Paul Matwychuk said...

But you know what? As eye-rolling as some of its attempts to convince the audience that this story is real! REAL! 100% REAL! may be, it still got under my skin — and I found the blend of "actual" footage and re-enactments more interesting, on a conceptual level, than the more simplistic (but more highly praised) approach of Paranormal Activity. I felt an extra level of dread in seeing the "real" stuff play alongside the re-enactments — you know something horrible's going to happen, because why else would they be showing us the video? It puts you in the same position as the person being hypnotized — you're travelling helplessly towards an unknown but doubtlessly scary destination.

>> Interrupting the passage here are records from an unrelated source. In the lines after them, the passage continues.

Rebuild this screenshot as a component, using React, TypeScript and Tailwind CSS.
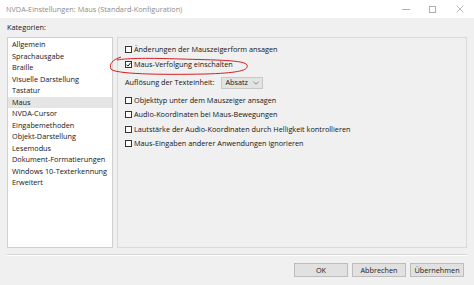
import React from 'react';

const categories = [
  'Allgemein',
  'Sprachausgabe',
  'Braille',
  'Visuelle Darstellung',
  'Tastatur',
  'Maus',
  'NVDA-Cursor',
  'Eingabemethoden',
  'Objekt-Darstellung',
  'Lesemodus',
  'Dokument-Formatierungen',
  'Windows 10-Texterkennung',
  'Erweitert',
];

function Box({ checked = false }: { checked?: boolean }) {
  return (
    <span className="flex h-[7px] w-[7px] shrink-0 items-center justify-center border border-[#333] bg-white">
      {checked && (
        <svg width="5" height="5" viewBox="0 0 5 5" className="block">
          <path d="M0.4 2.6 L1.9 4.1 L4.7 0.8" fill="none" stroke="#111" strokeWidth="1" />
        </svg>
      )}
    </span>
  );
}

function Check({ label, checked, h = 'h-[15px]' }: { label: string; checked?: boolean; h?: string }) {
  return (
    <div className={`flex items-center gap-[2px] ${h}`}>
      <Box checked={checked} />
      <span className="whitespace-nowrap">{label}</span>
    </div>
  );
}

function Btn({ label }: { label: string }) {
  return (
    <button className="flex h-[14px] w-[54px] items-center justify-center border border-[#bdbdbd] bg-[#e1e1e1] text-[#222]">
      {label}
    </button>
  );
}

export default function App() {
  return (
    <div
      className="relative flex h-[285px] w-[474px] flex-col overflow-hidden bg-[#f0f0f0] text-[7.3px] text-[#141414]"
      style={{ fontFamily: '"Open Sans", "Noto Sans", sans-serif' }}
    >
      {/* title bar */}
      <div className="flex h-[18px] items-center bg-white pl-[6px] text-[#8c8c8c]">
        <span className="flex-1">NVDA-Einstellungen: Maus (Standard-Konfiguration)</span>
        <div className="flex items-center">
          <span className="flex w-[27px] justify-center">
            <span className="block h-px w-[8px] bg-[#b0b0b0]" />
          </span>
          <span className="flex w-[27px] justify-center">
            <span className="block h-[7px] w-[7px] border border-[#b0b0b0]" />
          </span>
          <span className="flex w-[28px] justify-center">
            <svg width="8" height="8" viewBox="0 0 8 8">
              <path d="M0.5 0.5 L7.5 7.5 M7.5 0.5 L0.5 7.5" stroke="#aaa" strokeWidth="0.8" />
            </svg>
          </span>
        </div>
      </div>

      <div className="flex flex-1 flex-col px-[7px]">
        <div className="flex h-[19px] items-center">Kategorien:</div>

        <div className="flex h-[211px] gap-[4px]">
          <div className="w-[106px] border border-[#cfcfcf] bg-white pt-px">
            {categories.map((c) => (
              <div
                key={c}
                className={`h-[11.5px] whitespace-nowrap pl-[4px] leading-[11.5px] ${c === 'Maus' ? 'bg-[#e5e5e5]' : ''}`}
              >
                {c}
              </div>
            ))}
          </div>

          <div className="flex-1 border border-[#d9d9d9] pl-[7px] pt-[4px]">
            <Check label="Änderungen der Mauszeigerform ansagen" />
            <Check label="Maus-Verfolgung einschalten" checked />
            <div className="flex h-[21px] items-center">
              <span>Auflösung der Texteinheit:</span>
              <div className="ml-[7px] flex h-[12px] w-[42px] items-center justify-between border border-[#c8c8c8] bg-[#e3e3e3] pl-[3px] pr-[3px]">
                <span className="font-medium">Absatz</span>
                <svg width="6" height="4" viewBox="0 0 6 4">
                  <path d="M0.5 0.8 L3 3.2 L5.5 0.8" fill="none" stroke="#777" strokeWidth="0.8" />
                </svg>
              </div>
            </div>
            <Check label="Objekttyp unter dem Mauszeiger ansagen" h="h-[14.5px]" />
            <Check label="Audio-Koordinaten bei Maus-Bewegungen" h="h-[14.5px]" />
            <Check label="Lautstärke der Audio-Koordinaten durch Helligkeit kontrollieren" h="h-[14.5px]" />
            <Check label="Maus-Eingaben anderer Anwendungen ignorieren" h="h-[14.5px]" />
          </div>
        </div>

        <div className="mt-[6px] border-t border-b border-t-[#d5d5d5] border-b-white" />

        <div className="flex justify-end gap-[4px] pr-[3px] pt-[7px]">
          <Btn label="OK" />
          <Btn label="Abbrechen" />
          <Btn label="Übernehmen" />
        </div>
      </div>

      {/* red hand-drawn ellipse annotation */}
      <svg
        className="pointer-events-none absolute left-0 top-0"
        width="474"
        height="285"
        viewBox="0 0 474 285"
      >
        <path
          d="M121 57 C 112 60, 109 64, 111 69 C 114 74, 160 75, 205 74 C 240 73, 249 70, 247 65 C 245 60, 215 60, 180 59 C 150 58, 128 58, 117 60"
          fill="none"
          stroke="#d42020"
          strokeWidth="1"
        />
      </svg>
    </div>
  );
}
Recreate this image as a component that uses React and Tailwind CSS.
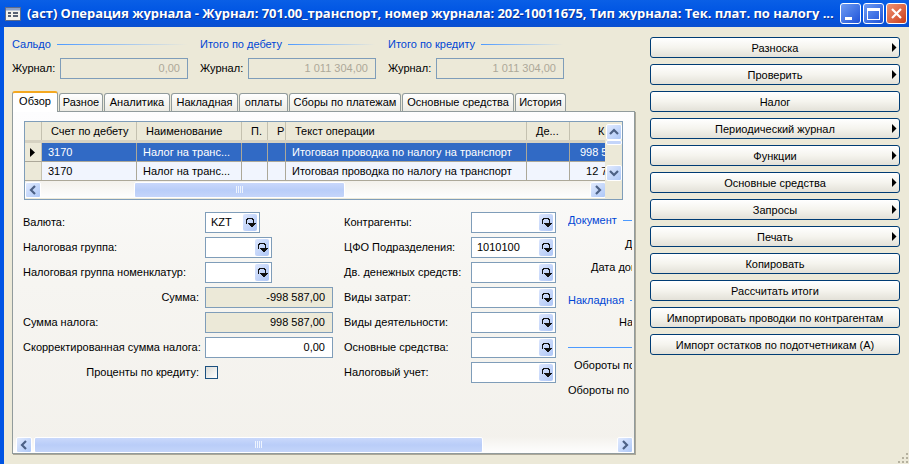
const font = { fontFamily: '"Liberation Sans", Arial, sans-serif' };

const Arrow = ({ dir }) => {
  const paths = {
    left: 'M9 3 L5 7 L9 11',
    right: 'M5 3 L9 7 L5 11',
    up: 'M3 9 L7 5 L11 9',
    down: 'M3 5 L7 9 L11 5',
  };
  return (
    <svg width="14" height="14" viewBox="0 0 14 14">
      <path d={paths[dir]} fill="none" stroke="#4d6185" strokeWidth="2.2" />
    </svg>
  );
};

const ScrollBtn = ({ dir }) => (
  <div className="flex h-[16px] w-[16px] shrink-0 items-center justify-center rounded-[2px] border border-white bg-gradient-to-br from-[#e1eafe] to-[#aec8f7]">
    <Arrow dir={dir} />
  </div>
);

const Grip = () => (
  <div className="flex gap-px">
    {[0, 1, 2, 3].map((i) => (
      <div key={i} className="h-[7px] w-px bg-[#eef4fe]" />
    ))}
  </div>
);

const HScroll = ({ leftGap, thumb, after, className = '' }) => (
  <div className={`flex h-[17px] shrink-0 items-center bg-gradient-to-b from-[#f3f1ec] to-[#fefefe] ${className}`}>
    <ScrollBtn dir="left" />
    <div className="h-full shrink-0" style={{ width: leftGap }} />
    <div
      className="flex h-[16px] shrink-0 items-center justify-center rounded-[2px] border border-white bg-gradient-to-b from-[#c9d8fb] via-[#b9cdf8] to-[#c4d5fa]"
      style={{ width: thumb }}
    >
      <Grip />
    </div>
    <div className="h-full shrink-0" style={{ width: after }} />
    <ScrollBtn dir="right" />
  </div>
);

const DropBtn = () => (
  <div className="flex h-[17px] w-[14px] shrink-0 items-center justify-center rounded-[2px] bg-gradient-to-br from-[#dce6fd] to-[#aec6f6]">
    <svg width="11" height="12" viewBox="0 0 11 12" shapeRendering="crispEdges">
      <path d="M1.5 7 V2.5 H2.5 V1.5 H7.5 V2.5 H8.5 V6" fill="none" stroke="#111" strokeWidth="1" />
      <path d="M3 6 H11 V7 H10 V8 H9 V9 H8 V10 H6 V9 H5 V8 H4 V7 H3 Z" fill="#111" />
    </svg>
  </div>
);

const Lookup = ({ value, w = 'w-[67px]' }) => (
  <div className={`flex h-[21px] ${w} items-center border border-[#7f9db9] bg-white pl-[5px] pr-[2px] text-black`}>
    <span className="flex-1">{value}</span>
    <DropBtn />
  </div>
);

const ReadOnly = ({ value, w, grey }) => (
  <div
    className={`flex h-[21px] ${w} items-center justify-end border border-[#7f9db9] bg-[#ece9d8] pr-[7px] ${grey ? 'text-[#aca899]' : 'text-black'}`}
  >
    {value}
  </div>
);

const Balance = ({ title, value }) => (
  <div className="w-[188px] shrink-0">
    <div className="flex h-[16px] items-center gap-[6px] pr-[13px] text-[#0046d5]">
      <span>{title}</span>
      <div className="h-px flex-1 bg-gradient-to-r from-[#4c9aff] to-[#ece9d8]" />
    </div>
    <div className="mt-[6px] flex items-center">
      <span className="w-[48px]">Журнал:</span>
      <ReadOnly value={value} w="w-[128px]" grey />
    </div>
  </div>
);

const Tab = ({ label, w, active }) =>
  active ? (
    <div
      className="z-10 -mb-px flex h-[21px] items-center justify-center rounded-t-[3px] border-x border-[#919b9c] border-t-[2px] border-t-[#f4a81f] bg-white pb-[3px]"
      style={{ width: w }}
    >
      {label}
    </div>
  ) : (
    <div
      className="mt-[2px] flex h-[18px] items-center justify-center rounded-t-[3px] border-x border-t border-[#919b9c] bg-gradient-to-b from-white to-[#ecebe4]"
      style={{ width: w }}
    >
      {label}
    </div>
  );

const tabs = [
  ['Обзор', 46, true],
  ['Разное', 44],
  ['Аналитика', 66],
  ['Накладная', 67],
  ['оплаты', 49],
  ['Сборы по платежам', 112],
  ['Основные средства', 112],
  ['История', 51],
];

const columns = [
  { title: 'Счет по дебету', w: 95, pad: 'pl-[9px]' },
  { title: 'Наименование', w: 105, pad: 'pl-[9px]' },
  { title: 'П.', w: 26, pad: 'pl-[9px]' },
  { title: 'Р', w: 18, pad: 'pl-[9px]' },
  { title: 'Текст операции', w: 241, pad: 'pl-[9px]' },
  { title: 'Де...', w: 43, pad: 'pl-[9px]' },
  { title: 'Кредит', w: 71, pad: 'pl-[28px]' },
];

const rows = [
  ['3170', 'Налог на транс...', '', '', 'Итоговая проводка по налогу на транспорт', '', '998 587,00'],
  ['3170', 'Налог на транс...', '', '', 'Итоговая проводка по налогу на транспорт', '', '12 717,00'],
];

const Journal = () => (
  <div className="mx-[11px] mt-[9px] flex h-[79px] shrink-0 border border-[#7f9db9] bg-[#ece9d8]">
    <div className="min-w-0 flex-1 overflow-hidden">
      <div className="flex h-[21px] border-b-[3px] border-[#d6d2c2]">
        <div className="w-[17px] shrink-0 border-r border-[#c4c1b0]" />
        {columns.map((c) => (
          <div
            key={c.title}
            className={`flex shrink-0 items-center overflow-hidden whitespace-nowrap border-r border-[#c4c1b0] ${c.pad}`}
            style={{ width: c.w }}
          >
            {c.title}
          </div>
        ))}
      </div>
      {rows.map((row, i) => (
        <div key={i} className="flex h-[19px] border-b border-[#aca899]">
          <div className="flex w-[17px] shrink-0 items-center justify-center border-r border-[#c4c1b0] bg-[#ece9d8]">
            {i === 0 && (
              <svg width="6" height="9" viewBox="0 0 6 9">
                <path d="M0 0 L5 4.5 L0 9 Z" fill="#000" />
              </svg>
            )}
          </div>
          {row.map((cell, j) => (
            <div
              key={j}
              className={`flex shrink-0 items-center overflow-hidden whitespace-nowrap border-r border-[#aca899] pl-[6px] pr-[5px] ${
                j === 6 ? 'justify-end' : ''
              } ${i === 0 ? 'bg-[#316ac5] text-white' : 'bg-[#f1f5fe] text-black'}`}
              style={{ width: columns[j].w }}
            >
              {cell}
            </div>
          ))}
        </div>
      ))}
      <HScroll leftGap={93} thumb={211} after={245} />
    </div>
    <div className="flex w-[17px] shrink-0 flex-col items-start pl-px pt-[2px]">
      <ScrollBtn dir="up" />
      <div className="h-[5px] w-[16px] rounded-[2px] border border-white bg-[#c4d5fa]" />
      <div className="flex-1" />
      <ScrollBtn dir="down" />
      <div className="h-[18px] shrink-0" />
    </div>
  </div>
);

const leftFields = [
  ['Валюта:', <Lookup value="KZT" w="w-[55px]" />],
  ['Налоговая группа:', <Lookup />],
  ['Налоговая группа номенклатур:', <Lookup />],
  ['Сумма:', <ReadOnly value="-998 587,00" w="w-[128px]" />, true],
  ['Сумма налога:', <ReadOnly value="998 587,00" w="w-[128px]" />],
];

const midFields = [
  ['Контрагенты:', ''],
  ['ЦФО Подразделения:', '1010100'],
  ['Дв. денежных средств:', ''],
  ['Виды затрат:', ''],
  ['Виды деятельности:', ''],
  ['Основные средства:', ''],
  ['Налоговый учет:', ''],
];

const Row = ({ label, right, w, children }) => (
  <div className="flex h-[21px] items-center">
    <span className={`shrink-0 whitespace-nowrap ${right ? 'pr-[6px] text-right' : 'pr-[4px]'}`} style={{ width: w }}>
      {label}
    </span>
    {children}
  </div>
);

const Section = ({ title }) => (
  <div className="flex h-[16px] items-center gap-[6px] text-[#0046d5]">
    <span className="shrink-0">{title}</span>
    <div className="h-px w-[20px] shrink-0 bg-[#4c9aff]" />
  </div>
);

const Fields = () => (
  <div className="flex min-h-0 flex-1 overflow-hidden pl-[10px] pr-[2px] pt-[12px]">
    <div className="flex w-[321px] shrink-0 flex-col gap-[4px]">
      {leftFields.map(([label, field, right]) => (
        <Row key={label} label={label} right={right} w={182}>
          {field}
        </Row>
      ))}
      <Row label="Скорректированная сумма налога:" right w={182}>
        <div className="flex h-[21px] w-[128px] items-center justify-end border border-[#7f9db9] bg-white pr-[7px]">
          0,00
        </div>
      </Row>
      <Row label="Проценты по кредиту:" right w={182}>
        <div className="h-[13px] w-[13px] border border-[#1c5180] bg-gradient-to-br from-[#dcdcd7] to-white" />
      </Row>
    </div>
    <div className="flex w-[224px] shrink-0 flex-col gap-[4px]">
      {midFields.map(([label, value]) => (
        <Row key={label} label={label} w={127}>
          <Lookup value={value} w="w-[85px]" />
        </Row>
      ))}
    </div>
    <div className="min-w-0 flex-1 overflow-hidden whitespace-nowrap">
      <Section title="Документ" />
      <div className="mt-[11px] h-[14px] pl-[57px]">Дата</div>
      <div className="mt-[9px] h-[14px] pl-[23px]">Дата документа</div>
      <div className="mt-[16px]">
        <Section title="Накладная" />
      </div>
      <div className="mt-[9px] h-[14px] pl-[51px]">Накладная</div>
      <div className="mt-[16px] h-px w-full bg-[#4c9aff]" />
      <div className="mt-[12px] h-[14px] pl-[6px]">Обороты по дебету</div>
      <div className="mt-[11px] h-[14px]">Обороты по кредиту</div>
    </div>
  </div>
);

const SideButton = ({ label, menu }) => (
  <div className="relative flex h-[21px] items-center justify-center rounded-[3px] border border-[#003c74] bg-gradient-to-b from-white via-[#f5f4ee] to-[#e3e1d8] pt-px">
    {label}
    {menu && (
      <svg className="absolute right-[2px] top-[5px]" width="5" height="9" viewBox="0 0 5 9">
        <path d="M0 0 L4.5 4.5 L0 9 Z" fill="#000" />
      </svg>
    )}
  </div>
);

const buttons = [
  ['Разноска', true],
  ['Проверить', true],
  ['Налог'],
  ['Периодический журнал', true],
  ['Функции', true],
  ['Основные средства', true],
  ['Запросы', true],
  ['Печать', true],
  ['Копировать'],
  ['Рассчитать итоги'],
  ['Импортировать проводки по контрагентам'],
  ['Импорт остатков по подотчетникам (А)'],
];

const TitleBar = () => (
  <div
    className="flex h-[27px] shrink-0 items-center bg-gradient-to-b from-[#0a5fe6] via-[#0054e3] to-[#0a4fd0] pl-[5px] pr-[2px] text-[13px] font-bold text-white"
    style={{ fontFamily: '"Open Sans", Arial, sans-serif' }}
  >
    <svg width="16" height="16" viewBox="0 0 16 16" className="shrink-0">
      <rect x="0.5" y="1.5" width="15" height="13" fill="#f3f1ec" stroke="#5d6b8a" />
      <rect x="1" y="2" width="14" height="2.5" fill="#8aa0c8" />
      <path d="M3 7 H6 M3 10 H6 M8 7 H13 M8 10 H13" stroke="#24304a" strokeWidth="1.5" />
    </svg>
    <span className="ml-[6px] flex-1 overflow-hidden whitespace-nowrap tracking-[-0.05px] [text-shadow:1px_1px_#0a2f8f]">
      (аст) Операция журнала - Журнал: 701.00_транспорт, номер журнала: 202-10011675, Тип журнала: Тек. плат. по налогу ...
    </span>
    <div className="ml-[4px] flex shrink-0 gap-[2px]">
      <div className="flex h-[21px] w-[21px] items-end rounded-[3px] border border-white bg-gradient-to-br from-[#6f9bf2] to-[#1f50d8] pb-[3px] pl-[4px]">
        <div className="h-[3px] w-[7px] bg-white" />
      </div>
      <div className="flex h-[21px] w-[21px] items-center justify-center rounded-[3px] border border-white bg-gradient-to-br from-[#6f9bf2] to-[#1f50d8]">
        <div className="h-[12px] w-[13px] border border-t-[3px] border-white" />
      </div>
      <div className="flex h-[21px] w-[21px] items-center justify-center rounded-[3px] border border-white bg-gradient-to-br from-[#ed9274] to-[#cc3a12]">
        <svg width="13" height="13" viewBox="0 0 13 13">
          <path d="M2 2 L11 11 M11 2 L2 11" stroke="#fff" strokeWidth="2.2" />
        </svg>
      </div>
    </div>
  </div>
);

const ResizeGrip = () => (
  <svg className="absolute bottom-0 right-0" width="12" height="12" viewBox="0 0 12 12">
    <path
      d="M9 1 h2 v2 h-2 z M5 5 h2 v2 h-2 z M9 5 h2 v2 h-2 z M1 9 h2 v2 h-2 z M5 9 h2 v2 h-2 z M9 9 h2 v2 h-2 z"
      fill="#b5b19f"
    />
  </svg>
);

export default function App() {
  return (
    <div className="flex h-[464px] w-[909px] flex-col overflow-hidden bg-[#0054e3] text-[11px] leading-none text-black" style={font}>
      <TitleBar />
      <div className="relative ml-[4px] flex min-h-0 flex-1 bg-[#ece9d8]">
        <div className="flex w-[634px] shrink-0 flex-col pl-[8px] pt-[9px]">
          <div className="flex">
            <Balance title="Сальдо" value="0,00" />
            <Balance title="Итого по дебету" value="1 011 304,00" />
            <Balance title="Итого по кредиту" value="1 011 304,00" />
          </div>
          <div className="mt-[12px] flex gap-px">
            {tabs.map(([label, w, active]) => (
              <Tab key={label} label={label} w={w} active={active} />
            ))}
          </div>
          <div className="flex h-[343px] w-[623px] flex-col border border-[#919b9c] bg-gradient-to-b from-[#fdfdfe] via-[#f6f5f1] to-[#f3f1ec] shadow-[1px_1px_0_#aca899]">
            <Journal />
            <Fields />
            <HScroll className="pl-[3px]" leftGap={2} thumb={449} after={134} />
          </div>
        </div>
        <div className="flex flex-1 flex-col gap-[6px] pl-[12px] pr-[9px] pt-[10px]">
          {buttons.map(([label, menu]) => (
            <SideButton key={label} label={label} menu={menu} />
          ))}
        </div>
        <ResizeGrip />
      </div>
    </div>
  );
}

And come on, JB... that Sarah Palin crack is a real cheap shot. What, any movie set in Alaska is automatically dubious now? I think you're tipping your hand a little there.

Then again, alien abduction stories always creep me out. Maybe I'm making excuses for a bad movie that nevertheless sneaked up on me, but I think The Fourth Kind is cleverer than you're giving it credit for.

JB said...

Okay, so I've used up my cheap shot quota for the year (decade?). I certainly don't mean to over-praise PARANORMAL ACTIVITY, and there were indeed moments in FOURTH KIND that gave me a deep jolt, too--the pacing of the freak-outs was very deft. But I found that I just became more frustrated with it as I thought it over.

It might be because when the film started I was totally (dopily, perhaps) going along with the whole thing as though it was genuine, as though it really wanted to get to the bottom of something, however awkwardly, as though it was really concerned about the suffering of the people it claimed to represent, only gradually suspecting that Abigail Tyler was an overwrought invention. I felt jerked around in a way I didn't with, say, BLAIR WITCH, which, though not much of a movie (I watched it again recently, felt kinda bored) remains a pretty inspired stunt. Osunsanmi's on-screen non-presence didn't help.

I guess I took the whole thing too seriously--though I certainly didn't try to write about it too seriously. I was big into this stuff as a kid... What unnerved me about my whole experience of watching THE FOURTH KIND wasn't the film but that guy in the cinema with me. I can't stop wondering what was up with him. I want HIS review.